Required task:
Pull out every line below containing the word "screenshot".

________

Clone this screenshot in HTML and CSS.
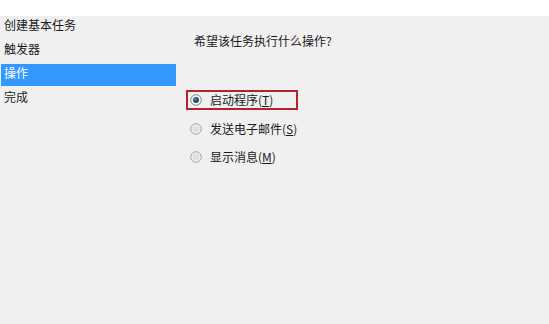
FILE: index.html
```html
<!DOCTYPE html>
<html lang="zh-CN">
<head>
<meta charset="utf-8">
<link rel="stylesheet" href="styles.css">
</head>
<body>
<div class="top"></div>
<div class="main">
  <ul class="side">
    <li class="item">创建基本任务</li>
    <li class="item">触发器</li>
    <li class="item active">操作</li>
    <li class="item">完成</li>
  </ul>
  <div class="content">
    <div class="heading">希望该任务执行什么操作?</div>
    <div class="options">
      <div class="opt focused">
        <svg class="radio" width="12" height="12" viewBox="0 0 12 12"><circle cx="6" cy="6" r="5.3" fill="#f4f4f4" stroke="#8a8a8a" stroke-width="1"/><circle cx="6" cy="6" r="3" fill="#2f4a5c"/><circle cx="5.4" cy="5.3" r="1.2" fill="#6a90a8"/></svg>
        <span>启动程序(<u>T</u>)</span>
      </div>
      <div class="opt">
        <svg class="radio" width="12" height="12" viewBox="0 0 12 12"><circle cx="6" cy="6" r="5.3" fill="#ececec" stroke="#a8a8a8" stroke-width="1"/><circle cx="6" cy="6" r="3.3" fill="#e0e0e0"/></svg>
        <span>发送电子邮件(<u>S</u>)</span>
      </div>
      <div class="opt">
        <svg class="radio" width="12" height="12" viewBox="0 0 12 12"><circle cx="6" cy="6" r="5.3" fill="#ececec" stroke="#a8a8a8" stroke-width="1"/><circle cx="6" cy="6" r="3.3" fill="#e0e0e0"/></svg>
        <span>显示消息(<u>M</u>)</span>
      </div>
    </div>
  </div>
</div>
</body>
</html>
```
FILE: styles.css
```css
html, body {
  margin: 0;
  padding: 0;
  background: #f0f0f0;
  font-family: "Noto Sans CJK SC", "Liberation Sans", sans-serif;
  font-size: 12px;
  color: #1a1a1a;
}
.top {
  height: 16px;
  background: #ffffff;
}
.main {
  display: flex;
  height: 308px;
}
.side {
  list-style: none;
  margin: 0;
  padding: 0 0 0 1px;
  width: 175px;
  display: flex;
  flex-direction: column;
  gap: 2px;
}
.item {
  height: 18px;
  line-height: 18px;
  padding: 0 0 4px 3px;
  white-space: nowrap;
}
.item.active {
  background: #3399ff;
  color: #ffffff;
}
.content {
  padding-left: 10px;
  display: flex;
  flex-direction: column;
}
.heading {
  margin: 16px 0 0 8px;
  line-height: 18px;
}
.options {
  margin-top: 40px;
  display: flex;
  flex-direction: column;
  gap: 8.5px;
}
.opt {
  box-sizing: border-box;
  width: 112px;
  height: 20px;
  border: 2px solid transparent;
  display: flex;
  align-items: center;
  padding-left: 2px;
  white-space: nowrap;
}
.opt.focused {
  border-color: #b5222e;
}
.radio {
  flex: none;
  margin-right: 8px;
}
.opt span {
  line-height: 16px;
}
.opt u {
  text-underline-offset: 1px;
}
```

________

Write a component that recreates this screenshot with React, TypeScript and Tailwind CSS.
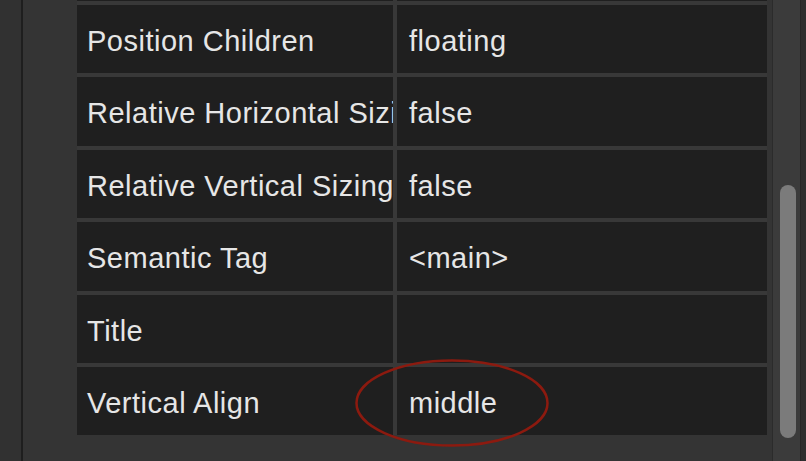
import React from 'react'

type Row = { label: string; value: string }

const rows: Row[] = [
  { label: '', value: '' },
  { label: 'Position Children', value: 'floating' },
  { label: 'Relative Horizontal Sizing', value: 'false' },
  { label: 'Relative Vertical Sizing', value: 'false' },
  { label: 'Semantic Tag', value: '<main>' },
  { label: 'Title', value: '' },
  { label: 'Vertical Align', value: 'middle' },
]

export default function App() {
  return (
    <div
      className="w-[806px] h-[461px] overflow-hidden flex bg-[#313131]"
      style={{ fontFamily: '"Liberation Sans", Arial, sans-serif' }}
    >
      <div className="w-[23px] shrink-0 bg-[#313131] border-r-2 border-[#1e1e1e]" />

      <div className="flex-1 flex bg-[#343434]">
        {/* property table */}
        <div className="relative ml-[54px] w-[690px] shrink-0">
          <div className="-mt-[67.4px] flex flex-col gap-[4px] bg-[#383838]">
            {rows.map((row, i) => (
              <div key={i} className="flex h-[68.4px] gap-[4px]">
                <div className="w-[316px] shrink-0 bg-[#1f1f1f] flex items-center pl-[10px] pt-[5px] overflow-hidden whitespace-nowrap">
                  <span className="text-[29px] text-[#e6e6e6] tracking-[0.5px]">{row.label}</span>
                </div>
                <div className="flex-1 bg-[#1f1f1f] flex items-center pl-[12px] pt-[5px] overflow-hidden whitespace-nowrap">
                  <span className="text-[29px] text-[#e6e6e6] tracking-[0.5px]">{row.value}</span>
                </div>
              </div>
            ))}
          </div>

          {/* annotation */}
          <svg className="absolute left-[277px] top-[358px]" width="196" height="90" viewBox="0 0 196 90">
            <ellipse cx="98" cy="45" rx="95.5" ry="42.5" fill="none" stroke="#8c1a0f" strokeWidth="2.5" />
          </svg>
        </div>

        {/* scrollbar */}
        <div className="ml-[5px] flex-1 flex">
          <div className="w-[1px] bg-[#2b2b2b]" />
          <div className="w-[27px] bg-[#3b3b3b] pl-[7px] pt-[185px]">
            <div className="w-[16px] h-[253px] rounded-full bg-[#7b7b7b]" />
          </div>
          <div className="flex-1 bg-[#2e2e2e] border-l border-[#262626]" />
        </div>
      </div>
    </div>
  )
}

________

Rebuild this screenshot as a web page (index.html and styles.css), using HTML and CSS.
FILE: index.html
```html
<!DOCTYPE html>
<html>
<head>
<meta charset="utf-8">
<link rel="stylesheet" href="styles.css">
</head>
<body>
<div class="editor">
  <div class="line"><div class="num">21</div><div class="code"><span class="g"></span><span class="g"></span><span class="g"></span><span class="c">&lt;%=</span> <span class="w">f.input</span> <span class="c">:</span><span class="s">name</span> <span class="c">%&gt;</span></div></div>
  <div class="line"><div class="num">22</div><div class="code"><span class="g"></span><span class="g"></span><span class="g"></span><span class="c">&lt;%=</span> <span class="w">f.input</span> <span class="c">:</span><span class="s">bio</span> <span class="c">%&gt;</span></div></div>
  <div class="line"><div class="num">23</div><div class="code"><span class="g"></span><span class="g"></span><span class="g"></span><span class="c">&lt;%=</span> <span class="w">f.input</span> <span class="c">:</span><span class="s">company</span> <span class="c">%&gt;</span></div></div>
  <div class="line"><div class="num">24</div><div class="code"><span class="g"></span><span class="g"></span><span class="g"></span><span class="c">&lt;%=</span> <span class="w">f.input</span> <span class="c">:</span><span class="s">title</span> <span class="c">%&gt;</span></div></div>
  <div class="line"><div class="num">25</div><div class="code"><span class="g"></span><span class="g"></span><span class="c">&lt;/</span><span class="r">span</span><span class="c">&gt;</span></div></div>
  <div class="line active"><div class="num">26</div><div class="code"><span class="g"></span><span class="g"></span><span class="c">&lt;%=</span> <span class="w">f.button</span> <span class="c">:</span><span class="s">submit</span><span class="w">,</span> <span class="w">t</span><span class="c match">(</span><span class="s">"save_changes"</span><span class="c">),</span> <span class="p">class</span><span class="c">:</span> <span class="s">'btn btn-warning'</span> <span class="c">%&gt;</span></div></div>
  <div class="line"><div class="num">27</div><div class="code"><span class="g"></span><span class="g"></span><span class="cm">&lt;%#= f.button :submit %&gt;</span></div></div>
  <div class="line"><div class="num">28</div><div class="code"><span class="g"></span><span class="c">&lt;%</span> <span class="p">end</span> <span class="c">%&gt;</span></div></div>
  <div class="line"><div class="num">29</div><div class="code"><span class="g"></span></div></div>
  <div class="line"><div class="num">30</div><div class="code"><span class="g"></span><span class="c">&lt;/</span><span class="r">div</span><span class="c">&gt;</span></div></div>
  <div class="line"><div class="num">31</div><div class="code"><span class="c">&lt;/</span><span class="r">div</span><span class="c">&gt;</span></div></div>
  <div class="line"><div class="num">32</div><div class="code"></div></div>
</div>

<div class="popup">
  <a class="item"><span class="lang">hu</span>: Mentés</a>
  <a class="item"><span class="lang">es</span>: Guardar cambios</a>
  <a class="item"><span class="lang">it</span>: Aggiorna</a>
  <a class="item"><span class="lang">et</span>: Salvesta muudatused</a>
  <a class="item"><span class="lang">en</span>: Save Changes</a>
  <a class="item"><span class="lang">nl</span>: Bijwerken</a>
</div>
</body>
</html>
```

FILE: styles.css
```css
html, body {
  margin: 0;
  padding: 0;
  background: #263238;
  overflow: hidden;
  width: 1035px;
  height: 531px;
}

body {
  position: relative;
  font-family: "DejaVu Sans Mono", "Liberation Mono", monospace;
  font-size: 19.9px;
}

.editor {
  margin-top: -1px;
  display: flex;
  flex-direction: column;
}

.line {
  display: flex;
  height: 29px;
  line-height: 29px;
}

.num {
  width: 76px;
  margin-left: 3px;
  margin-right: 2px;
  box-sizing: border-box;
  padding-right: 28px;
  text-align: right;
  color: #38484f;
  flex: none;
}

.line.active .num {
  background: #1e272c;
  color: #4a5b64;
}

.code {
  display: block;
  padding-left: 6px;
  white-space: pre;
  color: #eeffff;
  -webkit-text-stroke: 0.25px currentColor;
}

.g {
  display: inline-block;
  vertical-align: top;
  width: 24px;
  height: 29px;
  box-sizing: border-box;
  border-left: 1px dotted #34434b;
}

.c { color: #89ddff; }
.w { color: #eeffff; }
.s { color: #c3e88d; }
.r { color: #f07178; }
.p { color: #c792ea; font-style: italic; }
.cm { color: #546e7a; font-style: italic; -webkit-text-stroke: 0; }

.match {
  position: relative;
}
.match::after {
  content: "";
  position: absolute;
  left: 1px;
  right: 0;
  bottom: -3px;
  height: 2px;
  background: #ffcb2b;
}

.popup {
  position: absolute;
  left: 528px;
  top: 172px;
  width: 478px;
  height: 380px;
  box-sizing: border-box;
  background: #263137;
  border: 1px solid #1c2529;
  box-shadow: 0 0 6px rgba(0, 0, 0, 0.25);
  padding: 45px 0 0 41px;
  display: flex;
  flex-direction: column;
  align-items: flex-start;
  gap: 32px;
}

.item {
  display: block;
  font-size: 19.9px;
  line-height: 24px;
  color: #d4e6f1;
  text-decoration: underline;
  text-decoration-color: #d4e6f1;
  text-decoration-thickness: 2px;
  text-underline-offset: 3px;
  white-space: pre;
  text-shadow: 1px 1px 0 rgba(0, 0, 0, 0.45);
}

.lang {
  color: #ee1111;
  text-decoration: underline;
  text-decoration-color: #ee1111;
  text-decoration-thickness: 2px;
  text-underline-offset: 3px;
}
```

________

Output:
Clone this screenshot in HTML and CSS.
Write a component that recreates this screenshot with React, TypeScript and Tailwind CSS.
Rebuild this screenshot as a web page (index.html and styles.css), using HTML and CSS.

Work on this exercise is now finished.